Nvidia GPU does not work on Jupyterhub Rancher Cluster

I want to use vGPU in Jupyterhub in Rancher kubernetes environment. I installed Cuda 12.2, Cudnn 8.9 to worker node which has vGPU. vGPU is already licensed.

When i try to list GPU on Jupyterhub I cannot see any GPU.

I’ve installed gpu-operator to rancher cluster.

I used profile lists. When I choose “DL (GPU Count: 1)” this pod starts on the machine which has vGPU. I’ve chosen cuda enabled pytorch image and also tried with tensorflow image but didn’t work.

Could you help me to solve this problem, thank you in advance. :slight_smile:

Profile list section:

  profileList:
  - display_name: "ML"
    description: "CPU"
    slug: ml
    default: True
  - display_name: "DL (GPU Count: 1)"
    description: "GPU"
    slug: dl-gpu
    kubespawner_override:
      node_selector: 
       kubernetes.io/hostname: 'serverGPU1'
      image: quay.io/jupyter/pytorch-notebook:cuda12-python-3.11
      environment : {
        'NVIDIA_DRIVER_CAPABILITIES': 'compute,utility',
        'NVIDIA_VISIBLE_DEVICES': 'all',
        'GRANT_SUDO': 'yes'
        }
GPU: Nvidia Tesla T4
gpu-operator helm chart version: gpu-operator-v23.6.1
jupyterhub helm chart version: 3.2.1
torch: 2.3.0+cu121

I configured rke2 runtime with this command.

sudo nvidia-ctk runtime configure --runtime=containerd

This command added these lines to rancher config.toml file.

[plugins."io.containerd.grpc.v1.cri".containerd.runtimes."nvidia"]
  runtime_type = "io.containerd.runc.v2"
[plugins."io.containerd.grpc.v1.cri".containerd.runtimes."nvidia".options]
  BinaryName = "/usr/local/nvidia/toolkit/nvidia-container-runtime"

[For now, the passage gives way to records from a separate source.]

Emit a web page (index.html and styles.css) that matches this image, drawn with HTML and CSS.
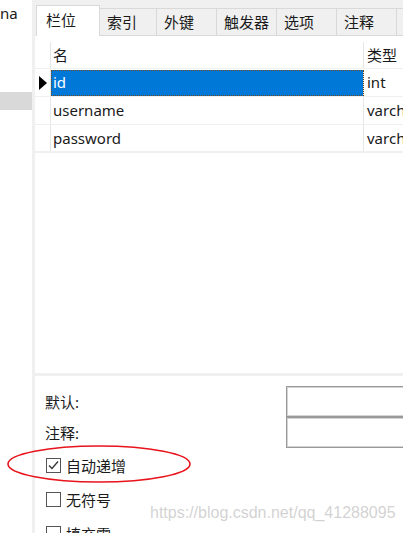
FILE: index.html
```html
<!DOCTYPE html>
<html lang="zh-CN">
<head>
  <meta charset="UTF-8">
  <title>设计表</title>
  <link rel="stylesheet" href="styles.css">
</head>
<body>

  <div class="app">
    <aside class="side">
      <div class="side-item">na</div>
      <div class="side-item side-active"></div>
    </aside>
    <div class="splitter"></div>

    <main class="main">
      <div class="tabs">
        <div class="tab active">栏位</div>
        <div class="tab narrow">索引</div>
        <div class="tab">外键</div>
        <div class="tab">触发器</div>
        <div class="tab">选项</div>
        <div class="tab">注释</div>
        <div class="tab"></div>
      </div>

      <div class="grid">
        <div class="row head">
          <div class="ind"></div>
          <div class="cell name">名</div>
          <div class="cell type">类型</div>
        </div>
        <div class="row">
          <div class="ind">
            <svg width="9" height="14" viewBox="0 0 9 14"><path d="M1 0 L9 7 L1 14 Z" fill="#000"/></svg>
          </div>
          <div class="cell name selected">id</div>
          <div class="cell type">int</div>
        </div>
        <div class="row">
          <div class="ind"></div>
          <div class="cell name">username</div>
          <div class="cell type">varchar</div>
        </div>
        <div class="row">
          <div class="ind"></div>
          <div class="cell name">password</div>
          <div class="cell type">varchar</div>
        </div>
      </div>

      <div class="hsplit"></div>

      <div class="props">
        <div class="field">
          <label>默认:</label>
          <div class="input"></div>
        </div>
        <div class="field">
          <label>注释:</label>
          <div class="input"></div>
        </div>

        <div class="check">
          <span class="box">
            <svg width="13" height="13" viewBox="0 0 13 13"><path d="M2 6.5 L5 9.5 L11 2.5" fill="none" stroke="#333" stroke-width="1.3"/></svg>
          </span>
          自动递增
        </div>
        <div class="check"><span class="box"></span>无符号</div>
        <div class="check"><span class="box"></span>填充零</div>
      </div>
    </main>
  </div>

  <!-- 红圈标注 -->
  <svg class="mark" width="403" height="533" viewBox="0 0 403 533">
    <ellipse cx="99" cy="464" rx="91" ry="18" fill="none" stroke="#e8141c" stroke-width="1.6"/>
  </svg>

  <div class="watermark">https://blog.csdn.net/qq_41288095</div>

</body>
</html>
```

FILE: styles.css
```css
* {
  box-sizing: border-box;
}
body {
  margin: 0;
  font-family: 'Noto Sans', 'Noto Sans CJK SC', sans-serif;
  font-size: 15px;
  color: #1a1a1a;
  background: #fff;
  overflow: hidden;
}
.app {
  display: flex;
  height: 533px;
}

/* 左侧对象列表 */
.side {
  width: 32px;
  padding-top: 4px;
  overflow: hidden;
}
.side-item {
  height: 18px;
  line-height: 18px;
  white-space: nowrap;
}
.side-active {
  margin-top: 70px;
  background: #d9d9d9;
}
.splitter {
  width: 3px;
  background: #f0f0f0;
}

.main {
  flex: 1;
  display: flex;
  flex-direction: column;
  overflow: hidden;
}

/* 选项卡 */
.tabs {
  height: 36px;
  display: flex;
  align-items: flex-end;
  padding-left: 1px;
  background: #f0f0f0;
  flex-shrink: 0;
}
.tab {
  flex-shrink: 0;
  width: 60px;
  height: 28px;
  padding: 0 7px;
  line-height: 26px;
  border: 1px solid #d9d9d9;
  border-left: none;
  white-space: nowrap;
  background: #f0f0f0;
}
.tab.narrow {
  width: 57px;
}
.tab.active {
  width: 64px;
  height: 31px;
  padding-left: 9px;
  line-height: 28px;
  background: #fff;
  border-left: 1px solid #d9d9d9;
  border-bottom: none;
}

/* 字段表格 */
.grid {
  flex: 1;
  padding-top: 6px;
}
.row {
  display: grid;
  grid-template-columns: 16px 313px 1fr;
  height: 28px;
  border-bottom: 1px solid #f0f0f0;
}
.row.head {
  height: 27px;
}
.row:last-child {
  border-bottom: 2px solid #f0f0f0;
}
.ind {
  border-right: 1px solid #e6e6e6;
  display: flex;
  align-items: center;
  padding-left: 3px;
}
.cell {
  line-height: 27px;
  white-space: nowrap;
  overflow: hidden;
}
.head .cell {
  line-height: 26px;
}
.name {
  padding-left: 2px;
  border-right: 1px solid #e6e6e6;
}
.type {
  padding-left: 3px;
}
.selected {
  background: #0078d7;
  color: #fff;
  outline: 1px dotted #6b4a1e;
  outline-offset: -1px;
  margin-top: 1px;
  line-height: 25px;
}

.hsplit {
  height: 3px;
  background: #f0f0f0;
  flex-shrink: 0;
}

/* 字段属性 */
.props {
  height: 157px;
  flex-shrink: 0;
  padding: 10px 0 0 10px;
}
.field {
  display: grid;
  grid-template-columns: 241px 140px;
  align-items: center;
}
.input {
  height: 31px;
  border: 1px solid #999;
  box-shadow: inset 0 0 0 1px #d4d4d4;
  background: #fff;
}
.check {
  display: flex;
  align-items: center;
  gap: 5px;
  height: 34px;
  padding-left: 1px;
}
.box {
  width: 15px;
  height: 15px;
  border: 1px solid #555;
  display: flex;
  align-items: center;
  justify-content: center;
}

.mark {
  position: absolute;
  left: 0;
  top: 0;
  pointer-events: none;
}
.watermark {
  position: absolute;
  left: 150px;
  top: 504px;
  font-family: 'Liberation Sans', sans-serif;
  font-size: 16px;
  color: rgba(180, 180, 180, 0.6);
  white-space: nowrap;
}
```
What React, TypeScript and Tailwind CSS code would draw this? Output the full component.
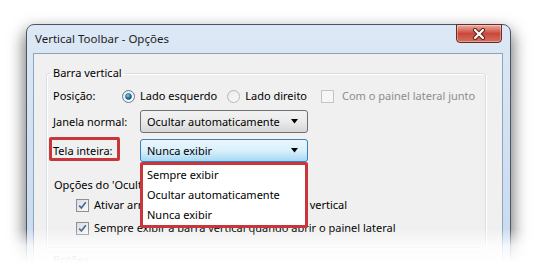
import React from 'react';

function Radio({ checked }: { checked?: boolean }) {
  return (
    <svg width="13" height="13" viewBox="0 0 13 13" className="shrink-0">
      <defs>
        <linearGradient id={checked ? 'rg1' : 'rg0'} x1="0" y1="0" x2="1" y2="1">
          <stop offset="0" stopColor="#e6e6e6" />
          <stop offset="1" stopColor="#fdfdfd" />
        </linearGradient>
        <radialGradient id="dot" cx="0.4" cy="0.35" r="0.7">
          <stop offset="0" stopColor="#8fd6f4" />
          <stop offset="0.5" stopColor="#1f84b8" />
          <stop offset="1" stopColor="#0d3d5b" />
        </radialGradient>
      </defs>
      <circle cx="6.5" cy="6.5" r="6" fill={`url(#${checked ? 'rg1' : 'rg0'})`} stroke={checked ? '#5c7d93' : '#b4b6b8'} />
      {checked && <circle cx="6.5" cy="6.5" r="3" fill="url(#dot)" stroke="#2b5f7d" strokeWidth="0.6" />}
    </svg>
  );
}

function Check({ checked, disabled }: { checked?: boolean; disabled?: boolean }) {
  return (
    <span
      className={`w-[13px] h-[13px] shrink-0 border flex items-center justify-center ${
        disabled
          ? 'border-[#c4c4c4] bg-[#f6f6f6]'
          : 'border-[#8e8f8f] bg-gradient-to-br from-[#d8dde4] to-[#f8f9fa]'
      }`}
    >
      {checked && (
        <svg width="9" height="9" viewBox="0 0 9 9">
          <path d="M1.2 4.6 L3.4 7 L7.8 1.2" fill="none" stroke="#4a6590" strokeWidth="1.6" />
        </svg>
      )}
    </span>
  );
}

function Select({ value, focused, children }: { value: string; focused?: boolean; children?: React.ReactNode }) {
  return (
    <div
      className={`relative w-[168px] h-[23px] rounded-[3px] border flex items-center pl-[6px] pr-[8px] ${
        focused
          ? 'border-[#3c7fb1] bg-gradient-to-b from-[#eaf6fd] via-[#d9f0fc] to-[#a7d9f5]'
          : 'border-[#707070] bg-gradient-to-b from-[#f2f2f2] via-[#ebebeb] to-[#d6d6d6]'
      }`}
    >
      <span className="flex-1">{value}</span>
      <svg width="8" height="5" viewBox="0 0 8 5">
        <path d="M0 0 H7 L3.5 4.5 Z" fill="#000" />
      </svg>
      {children}
    </div>
  );
}

export default function App() {
  return (
    <div className="relative w-[549px] h-[263px] overflow-hidden bg-white pl-[26px] pt-[24px] font-['Noto_Sans',sans-serif] text-[11px] leading-[16px] text-black whitespace-nowrap">
      <div className="w-[485px] h-[300px] rounded-t-[8px] border border-[#4a5663] bg-gradient-to-b from-[#dce8f5] via-[#cfdff1] to-[#c4d7ed] shadow-[0_8px_16px_2px_rgba(0,0,0,0.55)] flex flex-col">
        {/* title bar */}
        <div className="relative h-[28px] shrink-0 flex items-center pl-[8px]">
          <span className="text-[#1e1e1e] text-[11.5px]">Vertical Toolbar - Opções</span>
          <div className="absolute right-[8px] top-[-1px] w-[46px] h-[19px] rounded-b-[4px] border border-[#6d2a22] bg-gradient-to-b from-[#e7aea3] via-[#c9473a] to-[#d3705d] flex items-center justify-center shadow-[inset_0_0_0_1px_rgba(255,255,255,0.35)]">
            <svg width="14" height="12" viewBox="0 0 14 12">
              <path d="M3 2 L11 10 M11 2 L3 10" stroke="#5a1e16" strokeWidth="4" strokeLinecap="round" />
              <path d="M3 2 L11 10 M11 2 L3 10" stroke="#fff" strokeWidth="2.2" strokeLinecap="round" />
            </svg>
          </div>
        </div>

        {/* client area */}
        <div className="flex-1 ml-[6px] mr-[7px] border border-[#8ea4bd] bg-[#f0f0f0] pt-[11px] pl-[12px]">
          <fieldset className="w-[440px] border border-[#d5dfe5] rounded-[3px] shadow-[inset_1px_1px_0_#fff,1px_1px_0_#fff] pl-[6px] pb-[10px]">
            <legend className="-ml-[3px] px-[3px]">Barra vertical</legend>

            <div className="flex items-center h-[20px] mt-[5px]">
              <span className="w-[69px]">Posição:</span>
              <Radio checked />
              <span className="ml-[5px]">Lado esquerdo</span>
              <span className="ml-[10px]"><Radio /></span>
              <span className="ml-[5px]">Lado direito</span>
              <span className="ml-[14px]"><Check disabled /></span>
              <span className="ml-[8px] text-[#8d8d8d]">Com o painel lateral junto</span>
            </div>

            <div className="flex items-center mt-[4px]">
              <span className="w-[87px]">Janela normal:</span>
              <Select value="Ocultar automaticamente" />
            </div>

            <div className="flex items-center mt-[6px]">
              <span className="relative w-[87px]">
                Tela inteira:
                <span className="absolute left-[-4px] top-[-6px] w-[71px] h-[24px] border-[3px] border-[#c8363c] rounded-[2px]" />
              </span>
              <Select value="Nunca exibir" focused>
                <div className="absolute left-[-1px] top-[22px] w-[168px] h-[66px] z-10 bg-white border-[3px] border-[#c8363c] rounded-[2px] flex flex-col pl-[4px]">
                  <span className="h-[21px] flex items-center">Sempre exibir</span>
                  <span className="h-[21px] flex items-center">Ocultar automaticamente</span>
                  <span className="h-[21px] flex items-center">Nunca exibir</span>
                </div>
              </Select>
            </div>

            <div className="mt-[15px] pl-[1px]">Opções do 'Ocultar automaticamente'</div>
            <div className="flex items-center gap-[5px] pl-[23px] mt-[3px] h-[18px]">
              <Check checked />
              <span>Ativar arraste do mouse para exibir barra vertical</span>
            </div>
            <div className="flex items-center gap-[5px] pl-[23px] mt-[5px] h-[18px]">
              <Check checked />
              <span>Sempre exibir a barra vertical quando abrir o painel lateral</span>
            </div>
          </fieldset>

          <fieldset className="w-[440px] mt-[4px] border border-[#d5dfe5] rounded-[3px] pl-[6px] h-[30px]">
            <legend className="-ml-[3px] px-[3px]">Botões</legend>
          </fieldset>
        </div>
      </div>

      {/* reflection fade */}
      <div className="absolute left-0 right-0 bottom-0 h-[34px] bg-gradient-to-b from-white/0 via-white/80 to-white" />
    </div>
  );
}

I described node, I can see the nvidia.com/gpu there:

Capacity:
  cpu:                4
  ephemeral-storage:  81902Mi
  hugepages-1Gi:      0
  hugepages-2Mi:      0
  memory:             16309852Ki
  nvidia.com/gpu:     1
  pods:               110
Allocatable:
  cpu:                4
  ephemeral-storage:  81586447911
  hugepages-1Gi:      0
  hugepages-2Mi:      0
  memory:             16309852Ki
  nvidia.com/gpu:     1
  pods:               110

nvidia device plugin logs:

NVIDIA_DRIVER_ROOT=/
CONTAINER_DRIVER_ROOT=/host
Starting nvidia-device-plugin
Starting FS watcher.
Starting OS watcher.
Starting Plugins.
Loading configuration.
Updating config with default resource matching patterns.
Running with config:
{
"version": "v1",
"flags": {
"migStrategy": "single",
"failOnInitError": true,
"nvidiaDriverRoot": "/",
"gdsEnabled": false,
"mofedEnabled": false,
"plugin": {
"passDeviceSpecs": true,
"deviceListStrategy": [
"envvar"
],
"deviceIDStrategy": "uuid",
"cdiAnnotationPrefix": "cdi.k8s.io/",
"nvidiaCTKPath": "/usr/bin/nvidia-ctk",
"containerDriverRoot": "/host"
}
},
"resources": {
"gpus": [
{
"pattern": "*",
"name": "nvidia.com/gpu"
}
],
"mig": [
{
"pattern": "*",
"name": "nvidia.com/gpu"
}
]
},
"sharing": {
"timeSlicing": {}
}
}
Retreiving plugins.
Detected NVML platform: found NVML library
Detected non-Tegra platform: /sys/devices/soc0/family file not found
Starting GRPC server for 'nvidia.com/gpu'
Starting to serve 'nvidia.com/gpu' on /var/lib/kubelet/device-plugins/nvidia-gpu.sock
Registered device plugin for 'nvidia.com/gpu' with Kubelet

Trying this code to see is GPU available, this result always False. :frowning:

image

Have you tried getting a GPU to work on a single manually created pod wirthout JupyterHub? It should be easier to play around with the K8s/Nvidia configuration, and once it’s working you can add it to the Z2JH config.